@Diest TKO,
Being asked to step outside may have been standard police procedure - no one has confirmed or repudiated this assertion, and, in any case, it's not being treated like a criminal.
Being asked for ID is not being treated like a criminal.
Being arrested is being treated like a criminal, and at the time the arresting officer believed Mr. Gates to be guilty of a crime.
The fact that Gates was in or around his house is immaterial to whether or not he committed a crime. Your house is not some legal sactuary where anything you do cannot be considered criminal.

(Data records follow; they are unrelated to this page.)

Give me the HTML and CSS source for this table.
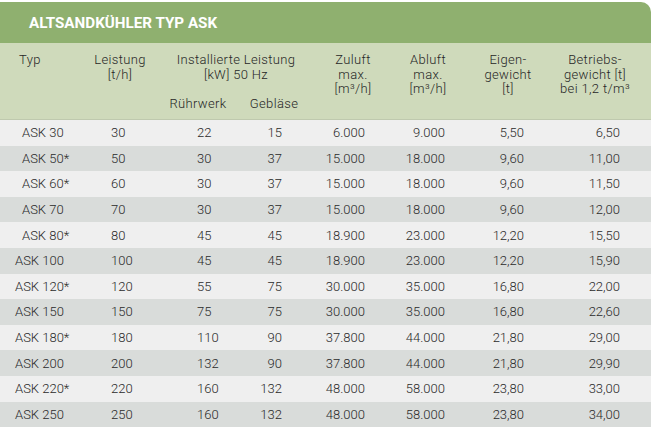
FILE: index.html
```html
<!DOCTYPE html>
<html lang="de">
<head>
<meta charset="utf-8">
<title>Altsandkühler Typ ASK</title>
<link rel="stylesheet" href="styles.css">
</head>
<body>
<div class="card">
  <div class="title">ALTSANDKÜHLER TYP ASK</div>
  <div class="head">
    <div class="h h-typ">Typ</div>
    <div class="h h-leist">Leistung<br>[t/h]</div>
    <div class="h h-inst">Installierte Leistung<br>[kW] 50 Hz</div>
    <div class="h h-zu">Zuluft<br>max.<br>[m³/h]</div>
    <div class="h h-ab">Abluft<br>max.<br>[m³/h]</div>
    <div class="h h-eig">Eigen-<br>gewicht<br>[t]</div>
    <div class="h h-bet">Betriebs-<br>gewicht [t]<br>bei 1,2 t/m³</div>
    <div class="h h-ruehr">Rührwerk</div>
    <div class="h h-geb">Gebläse</div>
  </div>
  <div class="rows">
    <div class="row"><span class="t2">ASK 30</span><span>30</span><span>22</span><span>15</span><span>6.000</span><span>9.000</span><span>5,50</span><span>6,50</span></div>
    <div class="row"><span class="t2">ASK 50*</span><span>50</span><span>30</span><span>37</span><span>15.000</span><span>18.000</span><span>9,60</span><span>11,00</span></div>
    <div class="row"><span class="t2">ASK 60*</span><span>60</span><span>30</span><span>37</span><span>15.000</span><span>18.000</span><span>9,60</span><span>11,50</span></div>
    <div class="row"><span class="t2">ASK 70</span><span>70</span><span>30</span><span>37</span><span>15.000</span><span>18.000</span><span>9,60</span><span>12,00</span></div>
    <div class="row"><span class="t2">ASK 80*</span><span>80</span><span>45</span><span>45</span><span>18.900</span><span>23.000</span><span>12,20</span><span>15,50</span></div>
    <div class="row"><span>ASK 100</span><span>100</span><span>45</span><span>45</span><span>18.900</span><span>23.000</span><span>12,20</span><span>15,90</span></div>
    <div class="row"><span>ASK 120*</span><span>120</span><span>55</span><span>75</span><span>30.000</span><span>35.000</span><span>16,80</span><span>22,00</span></div>
    <div class="row"><span>ASK 150</span><span>150</span><span>75</span><span>75</span><span>30.000</span><span>35.000</span><span>16,80</span><span>22,60</span></div>
    <div class="row"><span>ASK 180*</span><span>180</span><span>110</span><span>90</span><span>37.800</span><span>44.000</span><span>21,80</span><span>29,00</span></div>
    <div class="row"><span>ASK 200</span><span>200</span><span>132</span><span>90</span><span>37.800</span><span>44.000</span><span>21,80</span><span>29,90</span></div>
    <div class="row"><span>ASK 220*</span><span>220</span><span>160</span><span>132</span><span>48.000</span><span>58.000</span><span>23,80</span><span>33,00</span></div>
    <div class="row"><span>ASK 250</span><span>250</span><span>160</span><span>132</span><span>48.000</span><span>58.000</span><span>23,80</span><span>34,00</span></div>
  </div>
</div>
</body>
</html>
```
FILE: styles.css
```css
html, body {
  margin: 0;
  padding: 0;
  background: #ffffff;
}

body {
  font-family: Roboto, "Liberation Sans", sans-serif;
  color: #2a2a2a;
}

.card {
  width: 651px;
  padding-top: 2px;
}

.title {
  height: 41px;
  box-sizing: border-box;
  background: #8fb06f;
  border-top-right-radius: 10px;
  color: #ffffff;
  font-weight: 700;
  font-size: 15.2px;
  line-height: 42px;
  padding-left: 29px;
}

.head {
  display: grid;
  grid-template-columns: 80px 80px 76px 76px 82px 68px 92px 97px;
  grid-template-rows: 43.5px 14.5px;
  background: #cfdabb;
  padding: 10px 0 8px;
  border-bottom: 1px solid #bfc9ae;
  font-size: 13px;
  letter-spacing: 0.35px;
  font-weight: 300;
  line-height: 14.5px;
  color: #262626;
  text-align: center;
  white-space: nowrap;
}

.h-typ { grid-column: 1; grid-row: 1; text-align: left; padding-left: 19px; }
.h-leist { grid-column: 2; grid-row: 1; }
.h-inst { grid-column: 3 / span 2; grid-row: 1; }
.h-zu { grid-column: 5; grid-row: 1 / span 2; }
.h-ab { grid-column: 6; grid-row: 1 / span 2; }
.h-eig { grid-column: 7; grid-row: 1 / span 2; }
.h-bet { grid-column: 8; grid-row: 1 / span 2; padding-right: 15px; }
.h-ruehr { grid-column: 3; grid-row: 2; }
.h-geb { grid-column: 4; grid-row: 2; }

.row {
  display: grid;
  grid-template-columns: 80px 80px 76px 76px 82px 68px 92px 97px;
  height: 25.6px;
  align-items: center;
  font-size: 13px;
  font-weight: 300;
  white-space: nowrap;
}

.row:nth-child(odd) { background: #efefef; }
.row:nth-child(even) { background: #d9dcda; }

.row > span:nth-child(1) { padding-left: 15px; }
.row > span.t2 { padding-left: 22px; }
.row > span:nth-child(2) { padding-left: 31px; }
.row > span:nth-child(3) { padding-left: 37px; }
.row > span:nth-child(4) { text-align: right; padding-right: 30px; }
.row > span:nth-child(5) { text-align: right; padding-right: 29px; }
.row > span:nth-child(6) { text-align: right; padding-right: 17px; }
.row > span:nth-child(7) { text-align: right; padding-right: 30px; }
.row > span:nth-child(8) { text-align: right; padding-right: 31px; }
```
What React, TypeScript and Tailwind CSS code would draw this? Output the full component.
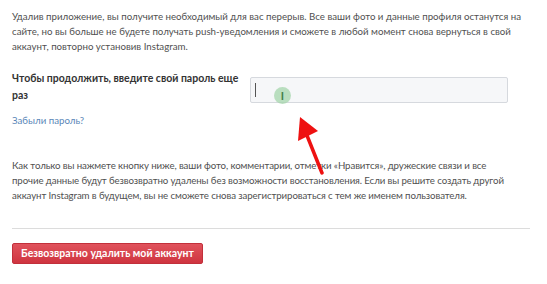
export default function App() {
  return (
    <div className="w-[547px] h-[284px] bg-white relative overflow-hidden font-['Lato',sans-serif] text-[9.7px] text-[#505050]">
      <div className="pl-3 pt-[9px]">
        <p className="leading-[15px] whitespace-nowrap">
          Удалив приложение, вы получите необходимый для вас перерыв. Все ваши фото и данные профиля останутся на
          <br />
          сайте, но вы больше не будете получать push-уведомления и сможете в любой момент снова вернуться в свой
          <br />
          аккаунт, повторно установив Instagram.
        </p>

        <div className="flex mt-[16px]">
          <label className="w-[238px] font-bold text-[#333] text-[10.5px] leading-[17px]">
            Чтобы продолжить, введите свой пароль еще раз
          </label>
          <div className="w-[258px] h-[26px] mt-[7px] border border-[#d6d9de] bg-[#f6f7f9] rounded-[2px] flex items-center pl-[4px]">
            <div className="w-px h-[14px] bg-[#555]" />
          </div>
        </div>

        <a className="block mt-[9px] text-[#5a87b8] leading-[15px]">Забыли пароль?</a>

        <p className="leading-[15px] mt-[30px] whitespace-nowrap tracking-[-0.1px]">
          Как только вы нажмете кнопку ниже, ваши фото, комментарии, отметки «Нравится», дружеские связи и все
          <br />
          прочие данные будут безвозвратно удалены без возможности восстановления. Если вы решите создать другой
          <br />
          аккаунт Instagram в будущем, вы не сможете снова зарегистрироваться с тем же именем пользователя.
        </p>

        <div className="w-[518px] border-t border-[#dcdcdc] mt-[25px]" />

        <button className="mt-[14px] h-[21px] w-[191px] rounded-[2px] bg-gradient-to-b from-[#e0525c] to-[#cf3440] text-white font-bold text-[10.5px] border border-[#c2303b] whitespace-nowrap">
          Безвозвратно удалить мой аккаунт
        </button>
      </div>

      {/* cursor highlight */}
      <div className="absolute left-[274px] top-[87px] w-[17px] h-[17px] rounded-full bg-[#9fd3a6]/70 flex items-center justify-center text-[#3f7f4a] text-[11px] font-bold leading-none">
        I
      </div>

      {/* annotation arrow */}
      <svg className="absolute left-0 top-0" width="547" height="284" viewBox="0 0 547 284">
        <line x1="322" y1="173" x2="306" y2="133" stroke="#ee1111" strokeWidth="3.5" strokeLinecap="round" />
        <polygon points="300,117 318,131 298,141" fill="#ee1111" />
      </svg>
    </div>
  );
}
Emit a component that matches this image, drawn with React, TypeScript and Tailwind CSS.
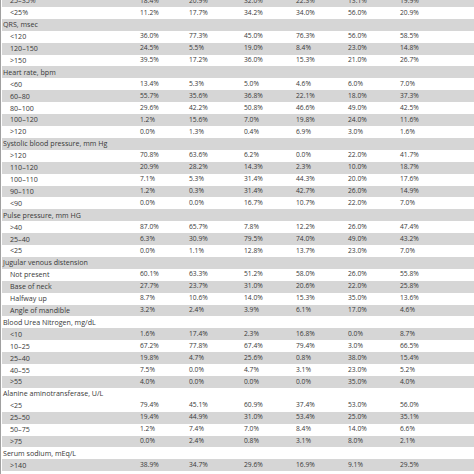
import React from "react";

type Row = { label: string; header?: boolean; gray: boolean; vals?: string[] };

const rows: Row[] = [
  { label: "25–35%", gray: true, vals: ["18.4%", "20.9%", "32.0%", "22.3%", "13.1%", "19.9%"] },
  { label: "<25%", gray: false, vals: ["11.2%", "17.7%", "34.2%", "34.0%", "56.0%", "20.9%"] },
  { label: "QRS, msec", header: true, gray: true },
  { label: "<120", gray: false, vals: ["36.0%", "77.3%", "45.0%", "76.3%", "56.0%", "58.5%"] },
  { label: "120–150", gray: true, vals: ["24.5%", "5.5%", "19.0%", "8.4%", "23.0%", "14.8%"] },
  { label: ">150", gray: false, vals: ["39.5%", "17.2%", "36.0%", "15.3%", "21.0%", "26.7%"] },
  { label: "Heart rate, bpm", header: true, gray: true },
  { label: "<60", gray: false, vals: ["13.4%", "5.3%", "5.0%", "4.6%", "6.0%", "7.0%"] },
  { label: "60–80", gray: true, vals: ["55.7%", "35.6%", "36.8%", "22.1%", "18.0%", "37.3%"] },
  { label: "80–100", gray: false, vals: ["29.6%", "42.2%", "50.8%", "46.6%", "49.0%", "42.5%"] },
  { label: "100–120", gray: true, vals: ["1.2%", "15.6%", "7.0%", "19.8%", "24.0%", "11.6%"] },
  { label: ">120", gray: false, vals: ["0.0%", "1.3%", "0.4%", "6.9%", "3.0%", "1.6%"] },
  { label: "Systolic blood pressure, mm Hg", header: true, gray: true },
  { label: ">120", gray: false, vals: ["70.8%", "63.6%", "6.2%", "0.0%", "22.0%", "41.7%"] },
  { label: "110–120", gray: true, vals: ["20.9%", "28.2%", "14.3%", "2.3%", "10.0%", "18.7%"] },
  { label: "100–110", gray: false, vals: ["7.1%", "5.3%", "31.4%", "44.3%", "20.0%", "17.6%"] },
  { label: "90–110", gray: true, vals: ["1.2%", "0.3%", "31.4%", "42.7%", "26.0%", "14.9%"] },
  { label: "<90", gray: false, vals: ["0.0%", "0.0%", "16.7%", "10.7%", "22.0%", "7.0%"] },
  { label: "Pulse pressure, mm HG", header: true, gray: true },
  { label: ">40", gray: false, vals: ["87.0%", "65.7%", "7.8%", "12.2%", "26.0%", "47.4%"] },
  { label: "25–40", gray: true, vals: ["6.3%", "30.9%", "79.5%", "74.0%", "49.0%", "43.2%"] },
  { label: "<25", gray: false, vals: ["0.0%", "1.1%", "12.8%", "13.7%", "23.0%", "7.0%"] },
  { label: "Jugular venous distension", header: true, gray: true },
  { label: "Not present", gray: false, vals: ["60.1%", "63.3%", "51.2%", "58.0%", "26.0%", "55.8%"] },
  { label: "Base of neck", gray: true, vals: ["27.7%", "23.7%", "31.0%", "20.6%", "22.0%", "25.8%"] },
  { label: "Halfway up", gray: false, vals: ["8.7%", "10.6%", "14.0%", "15.3%", "35.0%", "13.6%"] },
  { label: "Angle of mandible", gray: true, vals: ["3.2%", "2.4%", "3.9%", "6.1%", "17.0%", "4.6%"] },
  { label: "Blood Urea Nitrogen, mg/dL", header: true, gray: false },
  { label: "<10", gray: true, vals: ["1.6%", "17.4%", "2.3%", "16.8%", "0.0%", "8.7%"] },
  { label: "10–25", gray: false, vals: ["67.2%", "77.8%", "67.4%", "79.4%", "3.0%", "66.5%"] },
  { label: "25–40", gray: true, vals: ["19.8%", "4.7%", "25.6%", "0.8%", "38.0%", "15.4%"] },
  { label: "40–55", gray: false, vals: ["7.5%", "0.0%", "4.7%", "3.1%", "23.0%", "5.2%"] },
  { label: ">55", gray: true, vals: ["4.0%", "0.0%", "0.0%", "0.0%", "35.0%", "4.0%"] },
  { label: "Alanine aminotransferase, U/L", header: true, gray: false },
  { label: "<25", gray: false, vals: ["79.4%", "45.1%", "60.9%", "37.4%", "53.0%", "56.0%"] },
  { label: "25–50", gray: true, vals: ["19.4%", "44.9%", "31.0%", "53.4%", "25.0%", "35.1%"] },
  { label: "50–75", gray: false, vals: ["1.2%", "7.4%", "7.0%", "8.4%", "14.0%", "6.6%"] },
  { label: ">75", gray: true, vals: ["0.0%", "2.4%", "0.8%", "3.1%", "8.0%", "2.1%"] },
  { label: "Serum sodium, mEq/L", header: true, gray: false },
  { label: ">140", gray: true, vals: ["38.9%", "34.7%", "29.6%", "16.9%", "9.1%", "29.5%"] },
];

export default function App() {
  return (
    <div
      className="w-[474px] h-[474px] overflow-hidden bg-white text-[#383838] leading-none"
      style={{ fontFamily: '"Open Sans", "DejaVu Sans", sans-serif' }}
    >
      <div className="-mt-[5px] flex flex-col border-l border-[#a0a0a0] pl-[1px]">
        {rows.map((r, i) => (
          <div
            key={i}
            className={`grid grid-cols-[138px_49px_55px_52px_52px_52px_1fr] h-[11.92px] items-center ${
              r.gray ? "bg-[#d6d6d6]" : "bg-white"
            }`}
          >
            <div
              className={`whitespace-nowrap text-[7.1px] ${r.header ? "pl-[1px]" : "pl-[8px]"}`}
            >
              {r.label}
            </div>
            {r.vals ? r.vals.map((v, j) => <div key={j} className="text-[6.7px]">{v}</div>) : null}
          </div>
        ))}
        <div className="h-[3px]" />
      </div>
      <div className="h-[4px] w-[3px] bg-[#222]" />
    </div>
  );
}
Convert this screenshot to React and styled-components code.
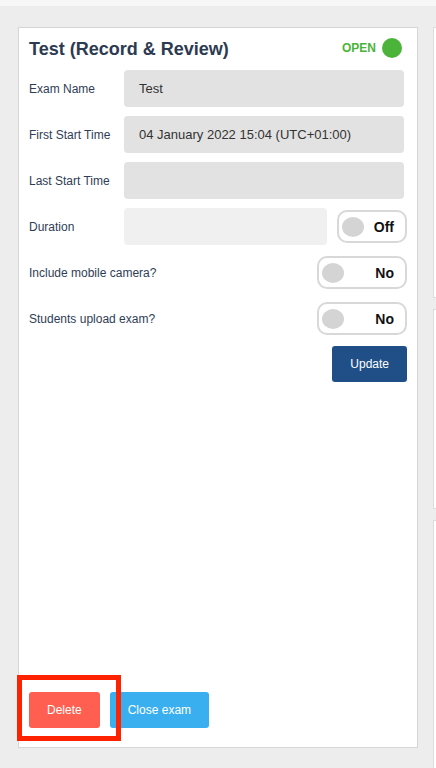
import React from "react";
import styled, { createGlobalStyle } from "styled-components";

const Global = createGlobalStyle`
  html, body { margin: 0; padding: 0; background: #ededed; overflow: hidden; }
  body { font-family: "Liberation Sans", Arial, Helvetica, sans-serif; }
  * { box-sizing: border-box; }
`;

const TopStrip = styled.div`
  height: 6px;
  background: #f7f7f7;
`;

const Main = styled.div`
  display: flex;
  gap: 15px;
  padding: 21px 0 0 18px;
`;

const Card = styled.section`
  position: relative;
  flex: 0 0 400px;
  height: 721px;
  background: #fff;
  border: 1px solid #d6d6d6;
  display: flex;
  flex-direction: column;
  padding: 10px 10px 19px 10px;
`;

const Header = styled.div`
  display: flex;
  align-items: center;
  justify-content: space-between;
  height: 22px;
`;

const Title = styled.h2`
  margin: 0;
  font-size: 18px;
  line-height: 22px;
  font-weight: 700;
  color: #2c3a52;
`;

const Status = styled.div`
  display: flex;
  align-items: center;
  gap: 6px;
  padding-bottom: 3px;
  margin-right: 5px;
  font-size: 12px;
  font-weight: 700;
  color: #4cb33a;
`;

const Dot = styled.span`
  width: 20px;
  height: 20px;
  border-radius: 50%;
  background: #4cb33a;
`;

const Form = styled.div`
  margin-top: 10px;
  display: flex;
  flex-direction: column;
  gap: 9px;
`;

const Row = styled.div`
  display: grid;
  grid-template-columns: 95px 1fr;
  align-items: center;
  height: 37px;
`;

const Label = styled.span`
  font-size: 12px;
  color: #2f3d56;
`;

const Field = styled.div`
  height: 37px;
  margin-right: ${(p) => (p.$inline ? "0" : "3px")};
  flex: ${(p) => (p.$inline ? "1" : "none")};
  border-radius: 4px;
  background: ${(p) => (p.$disabled ? "#f0f0f0" : "#e2e2e2")};
  padding-left: 15px;
  display: flex;
  align-items: center;
  font-size: 13px;
  color: #333;
`;

const FieldGroup = styled.div`
  display: flex;
  align-items: center;
  gap: 10px;
`;

const ToggleRow = styled.div`
  display: flex;
  align-items: center;
  justify-content: space-between;
  height: 37px;
`;

const Toggle = styled.div`
  width: ${(p) => p.$w}px;
  height: 33px;
  border: 2px solid #d8d8d8;
  border-radius: 10px;
  display: flex;
  align-items: center;
  justify-content: space-between;
  padding: 0 11px 0 3px;
  font-size: 14px;
  font-weight: 700;
  color: #111;
  background: #fff;
`;

const Knob = styled.span`
  width: 22px;
  height: 20px;
  border-radius: 50%;
  background: #d4d4d4;
`;

const Actions = styled.div`
  display: flex;
  justify-content: flex-end;
`;

const Button = styled.button`
  height: 36px;
  padding: 0 18px;
  border: none;
  border-radius: 3px;
  font-family: inherit;
  font-size: 12px;
  color: #fff;
  background: ${(p) => p.$bg};
`;

const Footer = styled.div`
  margin-top: auto;
  display: flex;
  gap: 10px;
`;

const Marked = styled.span`
  position: relative;
  display: inline-flex;
`;

const Highlight = styled.span`
  position: absolute;
  left: -12px;
  top: -17px;
  width: 104px;
  height: 66px;
  border: 5px solid #ff2200;
  pointer-events: none;
`;

const Side = styled.div`
  display: flex;
  flex-direction: column;
  gap: 11px;
  flex: 1;
`;

const Panel = styled.div`
  height: ${(p) => p.$h}px;
  background: #fff;
  border: 1px solid #dcdcdc;
  border-right: none;
`;

export default function App() {
  return (
    <>
      <Global />
      <TopStrip />
      <Main>
        <Card>
          <Header>
            <Title>Test (Record &amp; Review)</Title>
            <Status>
              OPEN <Dot />
            </Status>
          </Header>
          <Form>
            <Row>
              <Label>Exam Name</Label>
              <Field>Test</Field>
            </Row>
            <Row>
              <Label>First Start Time</Label>
              <Field>04 January 2022 15:04 (UTC+01:00)</Field>
            </Row>
            <Row>
              <Label>Last Start Time</Label>
              <Field />
            </Row>
            <Row>
              <Label>Duration</Label>
              <FieldGroup>
                <Field $inline $disabled />
                <Toggle $w={70}>
                  <Knob />
                  Off
                </Toggle>
              </FieldGroup>
            </Row>
            <ToggleRow>
              <Label>Include mobile camera?</Label>
              <Toggle $w={90}>
                <Knob />
                No
              </Toggle>
            </ToggleRow>
            <ToggleRow>
              <Label>Students upload exam?</Label>
              <Toggle $w={90}>
                <Knob />
                No
              </Toggle>
            </ToggleRow>
            <Actions>
              <Button $bg="#1f4f86">Update</Button>
            </Actions>
          </Form>
          <Footer>
            <Marked>
              <Button $bg="#ff5f50">Delete</Button>
              <Highlight />
            </Marked>
            <Button $bg="#3aaff0">Close exam</Button>
          </Footer>
        </Card>
        <Side>
          <Panel $h={271} />
          <Panel $h={200} />
          <Panel $h={260} />
        </Side>
      </Main>
    </>
  );
}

Whether his indignation was righteous or overblown, Gates made a scene and acted like jerk. A neighbor reports that two black men may be breaking into a house and the police investigate and have the temerity to ask him for ID. The fact that black men have been unfairly persecuted by police in the past, doesn't mean that every interraction between a cop and a black man involves profiling or racisim. I don't blame the guy for being annoyed, frustrated or angry, but his actions weren't justified. They may not have been criminal, but they weren't justified.
I don't think Crowley should have arrested him simply because he was acting like a jerk. He should have just left the scene and saved the story for the locker-room or dinner at home. It
was stupid of him to put himself in a position where he had to arrest Gates: Giving him repreat warnings that he would arrest him if he kept up his jerky behavior. The police are supposed to be able to handle these situations without taking the jerky behavior of a suspect or a citizen personally.
It would appear that Prof. Gates is still acting like a jerk, and lying about what transpired to boot.
I don't have a huge problem with the way Obama answered the question last night, but then I don't think of him as being perfect. I'm sure he was incredibly thankful to get a question that didn't have to do with healthcare.